Interface markup and scripts
• • • • •
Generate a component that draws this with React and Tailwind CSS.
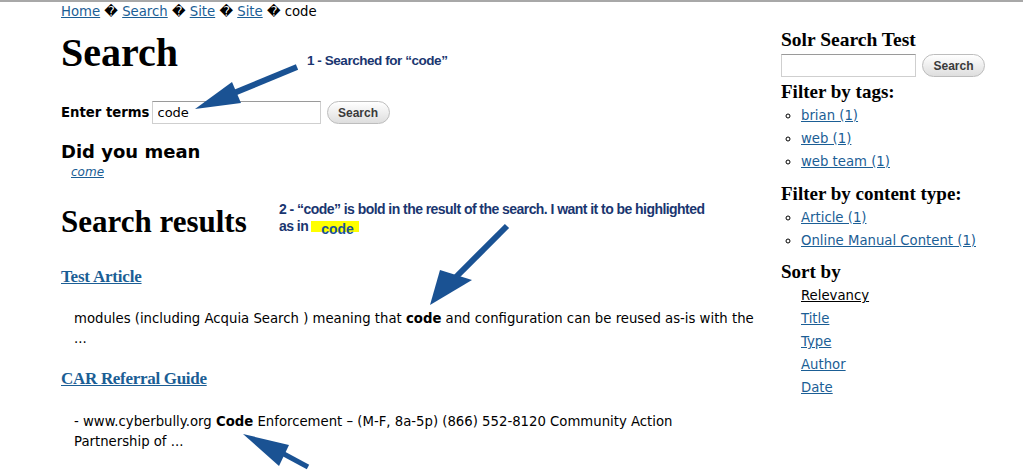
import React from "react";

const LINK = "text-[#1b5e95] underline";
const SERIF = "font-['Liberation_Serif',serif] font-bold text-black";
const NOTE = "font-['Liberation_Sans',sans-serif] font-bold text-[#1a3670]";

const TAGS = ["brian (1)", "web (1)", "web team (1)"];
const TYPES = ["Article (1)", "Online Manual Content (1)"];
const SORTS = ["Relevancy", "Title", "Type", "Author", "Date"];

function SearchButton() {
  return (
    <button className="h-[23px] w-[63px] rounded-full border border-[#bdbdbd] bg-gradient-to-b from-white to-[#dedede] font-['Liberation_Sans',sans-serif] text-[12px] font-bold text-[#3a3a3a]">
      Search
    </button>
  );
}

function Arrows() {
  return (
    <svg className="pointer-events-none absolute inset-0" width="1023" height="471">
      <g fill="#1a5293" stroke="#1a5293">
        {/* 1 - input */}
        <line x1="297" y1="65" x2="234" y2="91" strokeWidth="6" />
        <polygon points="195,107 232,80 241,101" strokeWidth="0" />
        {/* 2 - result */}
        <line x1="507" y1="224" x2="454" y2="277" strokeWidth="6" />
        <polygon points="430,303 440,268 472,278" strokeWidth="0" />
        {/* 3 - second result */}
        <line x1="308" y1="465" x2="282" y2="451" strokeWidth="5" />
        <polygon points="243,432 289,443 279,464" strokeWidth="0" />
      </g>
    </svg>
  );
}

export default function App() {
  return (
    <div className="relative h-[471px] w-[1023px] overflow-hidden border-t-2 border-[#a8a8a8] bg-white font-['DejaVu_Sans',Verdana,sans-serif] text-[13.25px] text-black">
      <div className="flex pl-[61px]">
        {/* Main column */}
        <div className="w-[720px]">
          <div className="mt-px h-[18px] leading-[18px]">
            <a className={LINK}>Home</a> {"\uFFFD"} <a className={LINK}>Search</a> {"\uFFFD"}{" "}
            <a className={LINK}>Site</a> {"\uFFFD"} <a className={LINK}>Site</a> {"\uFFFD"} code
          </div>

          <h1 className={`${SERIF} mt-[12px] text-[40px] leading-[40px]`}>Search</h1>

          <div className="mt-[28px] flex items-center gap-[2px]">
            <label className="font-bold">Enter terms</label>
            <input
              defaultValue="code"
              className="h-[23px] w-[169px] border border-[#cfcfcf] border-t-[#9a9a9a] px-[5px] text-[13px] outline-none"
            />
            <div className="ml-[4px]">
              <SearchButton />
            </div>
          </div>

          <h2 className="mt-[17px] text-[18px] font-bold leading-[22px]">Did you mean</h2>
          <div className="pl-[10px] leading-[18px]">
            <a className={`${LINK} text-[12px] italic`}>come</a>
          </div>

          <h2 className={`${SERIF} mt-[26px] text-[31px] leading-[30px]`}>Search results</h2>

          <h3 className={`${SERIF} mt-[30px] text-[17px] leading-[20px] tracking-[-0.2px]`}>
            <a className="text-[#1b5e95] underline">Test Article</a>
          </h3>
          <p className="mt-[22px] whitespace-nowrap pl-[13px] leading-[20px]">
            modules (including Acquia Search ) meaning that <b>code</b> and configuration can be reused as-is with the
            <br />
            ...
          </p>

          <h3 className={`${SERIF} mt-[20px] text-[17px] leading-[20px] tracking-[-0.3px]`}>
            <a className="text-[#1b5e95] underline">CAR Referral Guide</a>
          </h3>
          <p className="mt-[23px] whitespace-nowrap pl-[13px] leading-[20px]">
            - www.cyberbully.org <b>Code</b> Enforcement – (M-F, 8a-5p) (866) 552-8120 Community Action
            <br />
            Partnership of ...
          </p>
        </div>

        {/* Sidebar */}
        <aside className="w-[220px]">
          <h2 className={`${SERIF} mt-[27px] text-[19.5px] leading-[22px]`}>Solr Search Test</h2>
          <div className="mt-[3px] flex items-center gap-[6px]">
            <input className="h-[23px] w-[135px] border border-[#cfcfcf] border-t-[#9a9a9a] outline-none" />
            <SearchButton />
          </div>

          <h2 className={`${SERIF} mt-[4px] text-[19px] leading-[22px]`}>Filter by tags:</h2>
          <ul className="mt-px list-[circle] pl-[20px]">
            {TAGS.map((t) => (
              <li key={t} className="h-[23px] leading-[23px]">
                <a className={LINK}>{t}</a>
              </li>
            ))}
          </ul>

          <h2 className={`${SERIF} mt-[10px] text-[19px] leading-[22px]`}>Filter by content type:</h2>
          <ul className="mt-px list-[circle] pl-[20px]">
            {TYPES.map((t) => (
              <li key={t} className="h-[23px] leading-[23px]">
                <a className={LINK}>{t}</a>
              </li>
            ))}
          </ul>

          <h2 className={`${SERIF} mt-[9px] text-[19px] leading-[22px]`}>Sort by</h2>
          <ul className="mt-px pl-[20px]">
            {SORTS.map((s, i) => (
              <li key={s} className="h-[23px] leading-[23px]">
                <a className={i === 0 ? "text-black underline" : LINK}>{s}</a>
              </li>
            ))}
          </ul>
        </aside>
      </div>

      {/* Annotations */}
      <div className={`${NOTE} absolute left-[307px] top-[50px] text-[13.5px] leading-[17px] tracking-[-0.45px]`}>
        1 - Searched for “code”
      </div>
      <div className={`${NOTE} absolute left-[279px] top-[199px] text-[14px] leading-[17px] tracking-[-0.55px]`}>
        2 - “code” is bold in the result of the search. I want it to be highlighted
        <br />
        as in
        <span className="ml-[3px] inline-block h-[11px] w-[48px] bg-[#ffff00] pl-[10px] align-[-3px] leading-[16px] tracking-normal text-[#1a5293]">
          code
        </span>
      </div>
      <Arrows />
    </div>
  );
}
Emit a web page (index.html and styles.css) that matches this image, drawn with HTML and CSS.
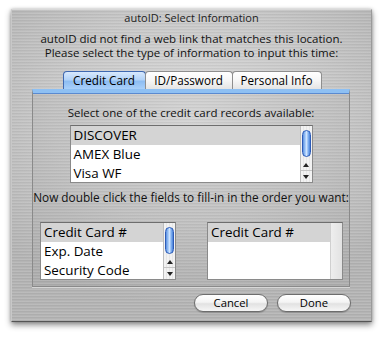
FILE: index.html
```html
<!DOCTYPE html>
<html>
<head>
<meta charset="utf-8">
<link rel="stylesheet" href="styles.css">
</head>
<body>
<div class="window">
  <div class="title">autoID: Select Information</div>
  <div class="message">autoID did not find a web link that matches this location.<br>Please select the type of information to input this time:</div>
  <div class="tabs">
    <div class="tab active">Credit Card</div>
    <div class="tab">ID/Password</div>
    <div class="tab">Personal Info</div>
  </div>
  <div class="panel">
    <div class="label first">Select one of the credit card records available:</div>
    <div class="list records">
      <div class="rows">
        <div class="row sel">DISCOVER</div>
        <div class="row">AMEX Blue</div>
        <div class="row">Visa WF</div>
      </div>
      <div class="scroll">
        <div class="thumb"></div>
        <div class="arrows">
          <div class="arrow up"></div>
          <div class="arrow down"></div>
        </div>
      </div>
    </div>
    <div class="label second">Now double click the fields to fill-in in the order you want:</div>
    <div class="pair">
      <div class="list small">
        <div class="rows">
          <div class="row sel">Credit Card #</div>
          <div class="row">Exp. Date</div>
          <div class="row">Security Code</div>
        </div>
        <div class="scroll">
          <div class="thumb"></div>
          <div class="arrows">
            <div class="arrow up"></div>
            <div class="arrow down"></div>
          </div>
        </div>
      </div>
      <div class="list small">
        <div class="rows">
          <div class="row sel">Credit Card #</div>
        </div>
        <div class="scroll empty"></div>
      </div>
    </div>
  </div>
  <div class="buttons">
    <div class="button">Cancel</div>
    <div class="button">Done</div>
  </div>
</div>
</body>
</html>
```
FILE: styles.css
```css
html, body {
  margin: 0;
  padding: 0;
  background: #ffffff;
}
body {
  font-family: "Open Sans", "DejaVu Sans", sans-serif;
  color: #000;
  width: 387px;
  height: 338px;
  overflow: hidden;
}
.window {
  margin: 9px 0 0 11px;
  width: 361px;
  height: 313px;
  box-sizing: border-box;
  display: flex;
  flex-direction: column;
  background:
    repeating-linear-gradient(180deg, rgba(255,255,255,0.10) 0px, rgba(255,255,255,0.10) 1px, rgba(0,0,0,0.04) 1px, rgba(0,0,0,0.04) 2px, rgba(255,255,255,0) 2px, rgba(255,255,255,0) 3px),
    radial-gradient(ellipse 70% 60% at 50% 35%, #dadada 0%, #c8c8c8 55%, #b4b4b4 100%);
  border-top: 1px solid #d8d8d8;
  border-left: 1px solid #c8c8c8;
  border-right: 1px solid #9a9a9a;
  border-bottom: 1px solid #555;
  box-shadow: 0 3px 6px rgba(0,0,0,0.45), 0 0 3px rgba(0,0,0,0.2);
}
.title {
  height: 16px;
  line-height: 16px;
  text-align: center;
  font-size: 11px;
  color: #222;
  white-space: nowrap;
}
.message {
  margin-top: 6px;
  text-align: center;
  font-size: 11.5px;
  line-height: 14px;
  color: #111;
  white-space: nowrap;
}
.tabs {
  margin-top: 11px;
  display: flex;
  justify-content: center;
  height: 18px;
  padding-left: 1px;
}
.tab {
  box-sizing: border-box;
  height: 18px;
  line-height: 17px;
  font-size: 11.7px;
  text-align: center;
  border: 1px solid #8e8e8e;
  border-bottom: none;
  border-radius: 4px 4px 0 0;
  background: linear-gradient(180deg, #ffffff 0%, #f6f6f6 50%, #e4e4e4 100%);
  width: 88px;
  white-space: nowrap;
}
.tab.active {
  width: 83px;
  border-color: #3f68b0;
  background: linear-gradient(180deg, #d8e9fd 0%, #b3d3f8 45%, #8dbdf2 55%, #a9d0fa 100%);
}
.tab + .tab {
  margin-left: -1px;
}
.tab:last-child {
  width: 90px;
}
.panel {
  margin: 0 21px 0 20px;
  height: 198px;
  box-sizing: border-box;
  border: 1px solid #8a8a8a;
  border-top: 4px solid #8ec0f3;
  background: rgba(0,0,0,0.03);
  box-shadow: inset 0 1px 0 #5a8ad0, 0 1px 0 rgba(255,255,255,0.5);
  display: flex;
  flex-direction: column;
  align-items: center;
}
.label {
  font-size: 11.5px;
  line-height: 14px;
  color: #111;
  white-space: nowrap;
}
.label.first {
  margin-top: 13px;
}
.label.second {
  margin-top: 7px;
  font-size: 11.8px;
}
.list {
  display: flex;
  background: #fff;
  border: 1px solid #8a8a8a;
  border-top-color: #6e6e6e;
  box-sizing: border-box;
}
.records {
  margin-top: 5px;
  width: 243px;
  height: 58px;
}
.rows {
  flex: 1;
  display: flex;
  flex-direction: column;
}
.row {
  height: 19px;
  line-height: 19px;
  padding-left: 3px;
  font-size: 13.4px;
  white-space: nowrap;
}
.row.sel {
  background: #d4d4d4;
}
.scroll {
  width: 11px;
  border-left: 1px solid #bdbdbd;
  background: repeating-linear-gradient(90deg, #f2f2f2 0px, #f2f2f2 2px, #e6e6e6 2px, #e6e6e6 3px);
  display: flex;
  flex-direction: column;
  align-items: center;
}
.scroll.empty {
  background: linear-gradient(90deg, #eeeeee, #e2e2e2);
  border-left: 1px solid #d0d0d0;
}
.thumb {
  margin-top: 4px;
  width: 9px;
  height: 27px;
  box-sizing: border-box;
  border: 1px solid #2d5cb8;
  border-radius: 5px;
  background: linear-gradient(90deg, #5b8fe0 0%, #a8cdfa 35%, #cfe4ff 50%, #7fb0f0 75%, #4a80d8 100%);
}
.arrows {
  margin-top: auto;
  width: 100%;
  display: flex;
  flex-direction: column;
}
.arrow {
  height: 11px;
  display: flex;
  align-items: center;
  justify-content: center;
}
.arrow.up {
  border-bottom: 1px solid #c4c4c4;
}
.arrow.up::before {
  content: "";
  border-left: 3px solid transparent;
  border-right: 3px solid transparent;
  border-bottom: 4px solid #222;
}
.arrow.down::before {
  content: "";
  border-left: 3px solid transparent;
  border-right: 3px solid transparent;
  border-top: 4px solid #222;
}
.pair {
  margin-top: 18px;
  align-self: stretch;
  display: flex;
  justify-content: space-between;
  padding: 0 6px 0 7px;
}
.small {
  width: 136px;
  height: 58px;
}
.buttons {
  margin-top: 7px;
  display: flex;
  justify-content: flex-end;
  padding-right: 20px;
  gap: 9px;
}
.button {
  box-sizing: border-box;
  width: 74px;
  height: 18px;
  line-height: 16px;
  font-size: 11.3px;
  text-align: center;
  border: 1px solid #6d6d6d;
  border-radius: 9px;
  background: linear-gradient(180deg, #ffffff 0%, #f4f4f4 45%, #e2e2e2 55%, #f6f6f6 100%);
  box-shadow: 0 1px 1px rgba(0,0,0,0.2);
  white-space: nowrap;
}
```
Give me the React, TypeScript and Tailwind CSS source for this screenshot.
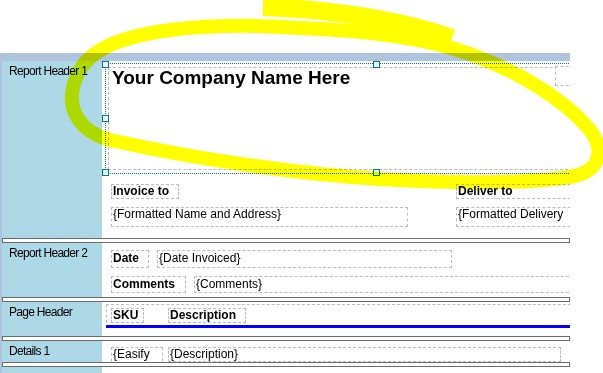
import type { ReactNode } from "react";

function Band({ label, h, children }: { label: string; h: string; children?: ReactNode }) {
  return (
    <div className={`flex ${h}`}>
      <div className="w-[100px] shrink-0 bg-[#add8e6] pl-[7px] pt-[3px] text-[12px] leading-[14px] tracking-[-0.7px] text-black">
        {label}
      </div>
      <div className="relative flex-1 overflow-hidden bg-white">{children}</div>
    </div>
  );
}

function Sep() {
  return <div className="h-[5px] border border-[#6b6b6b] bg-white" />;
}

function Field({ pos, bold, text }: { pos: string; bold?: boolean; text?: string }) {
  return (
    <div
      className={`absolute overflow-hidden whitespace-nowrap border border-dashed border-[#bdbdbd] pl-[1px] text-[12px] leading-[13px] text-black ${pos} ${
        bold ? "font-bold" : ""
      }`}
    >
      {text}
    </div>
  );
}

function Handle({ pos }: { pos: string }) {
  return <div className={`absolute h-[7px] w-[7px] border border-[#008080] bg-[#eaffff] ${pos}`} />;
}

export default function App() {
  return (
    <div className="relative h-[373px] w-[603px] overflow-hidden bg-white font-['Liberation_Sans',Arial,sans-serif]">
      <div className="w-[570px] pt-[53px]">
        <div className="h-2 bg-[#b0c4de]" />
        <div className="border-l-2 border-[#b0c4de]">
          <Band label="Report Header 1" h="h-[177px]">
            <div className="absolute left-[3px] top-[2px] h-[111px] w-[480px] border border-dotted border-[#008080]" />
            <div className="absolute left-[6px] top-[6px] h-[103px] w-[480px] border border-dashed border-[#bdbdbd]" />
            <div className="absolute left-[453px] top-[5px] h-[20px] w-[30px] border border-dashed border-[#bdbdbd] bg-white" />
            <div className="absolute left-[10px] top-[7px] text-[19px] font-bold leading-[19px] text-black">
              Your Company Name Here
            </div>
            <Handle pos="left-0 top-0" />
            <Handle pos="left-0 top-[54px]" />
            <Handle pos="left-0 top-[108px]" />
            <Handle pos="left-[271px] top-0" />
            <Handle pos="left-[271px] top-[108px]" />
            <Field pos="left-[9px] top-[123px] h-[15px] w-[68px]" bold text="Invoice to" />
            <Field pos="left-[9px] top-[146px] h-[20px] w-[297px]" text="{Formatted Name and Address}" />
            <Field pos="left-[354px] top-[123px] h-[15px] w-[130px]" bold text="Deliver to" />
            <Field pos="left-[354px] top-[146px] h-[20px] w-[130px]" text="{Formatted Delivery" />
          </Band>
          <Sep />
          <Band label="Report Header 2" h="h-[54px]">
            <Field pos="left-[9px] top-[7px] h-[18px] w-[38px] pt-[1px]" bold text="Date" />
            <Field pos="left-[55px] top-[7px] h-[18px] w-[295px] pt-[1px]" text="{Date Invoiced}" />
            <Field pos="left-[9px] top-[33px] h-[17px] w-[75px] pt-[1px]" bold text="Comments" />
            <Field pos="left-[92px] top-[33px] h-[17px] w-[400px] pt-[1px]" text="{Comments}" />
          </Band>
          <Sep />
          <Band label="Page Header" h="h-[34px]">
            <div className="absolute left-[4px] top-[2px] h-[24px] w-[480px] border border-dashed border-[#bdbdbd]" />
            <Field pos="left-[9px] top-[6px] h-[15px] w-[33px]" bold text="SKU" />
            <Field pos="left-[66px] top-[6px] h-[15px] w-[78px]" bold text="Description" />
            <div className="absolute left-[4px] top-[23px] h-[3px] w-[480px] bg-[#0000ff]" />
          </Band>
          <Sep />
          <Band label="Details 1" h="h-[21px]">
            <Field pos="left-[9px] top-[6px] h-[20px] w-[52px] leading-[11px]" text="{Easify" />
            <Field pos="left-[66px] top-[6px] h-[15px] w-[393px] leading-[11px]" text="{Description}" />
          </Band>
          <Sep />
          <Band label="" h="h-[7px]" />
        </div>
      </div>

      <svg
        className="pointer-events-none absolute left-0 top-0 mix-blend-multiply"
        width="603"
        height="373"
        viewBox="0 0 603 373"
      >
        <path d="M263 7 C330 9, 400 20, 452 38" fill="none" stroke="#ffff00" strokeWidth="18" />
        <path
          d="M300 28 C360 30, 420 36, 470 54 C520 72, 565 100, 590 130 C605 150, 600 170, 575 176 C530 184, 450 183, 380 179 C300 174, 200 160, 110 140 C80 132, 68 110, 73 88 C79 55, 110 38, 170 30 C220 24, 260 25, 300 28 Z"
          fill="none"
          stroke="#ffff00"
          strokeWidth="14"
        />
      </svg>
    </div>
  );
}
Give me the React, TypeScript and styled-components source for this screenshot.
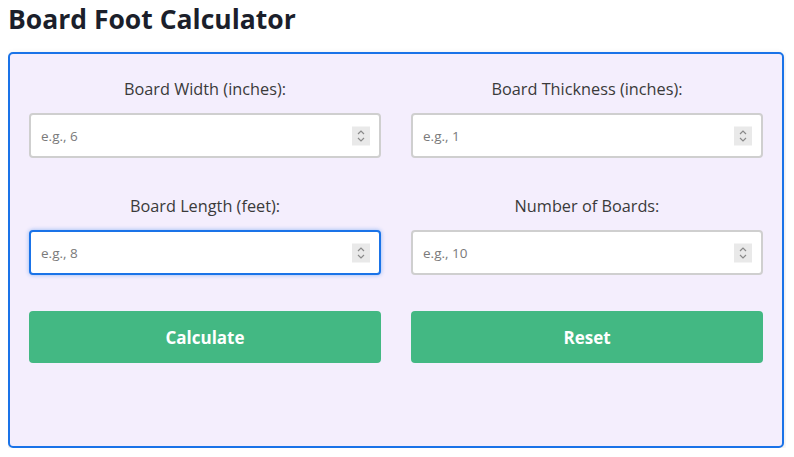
• • • • •
WHAT TO WORK ON => Go through the records and pull out each line that includes the word "index".

COMPLETED TASK =>
Emit a web page (index.html and styles.css) that matches this image, drawn with HTML and CSS.
FILE: index.html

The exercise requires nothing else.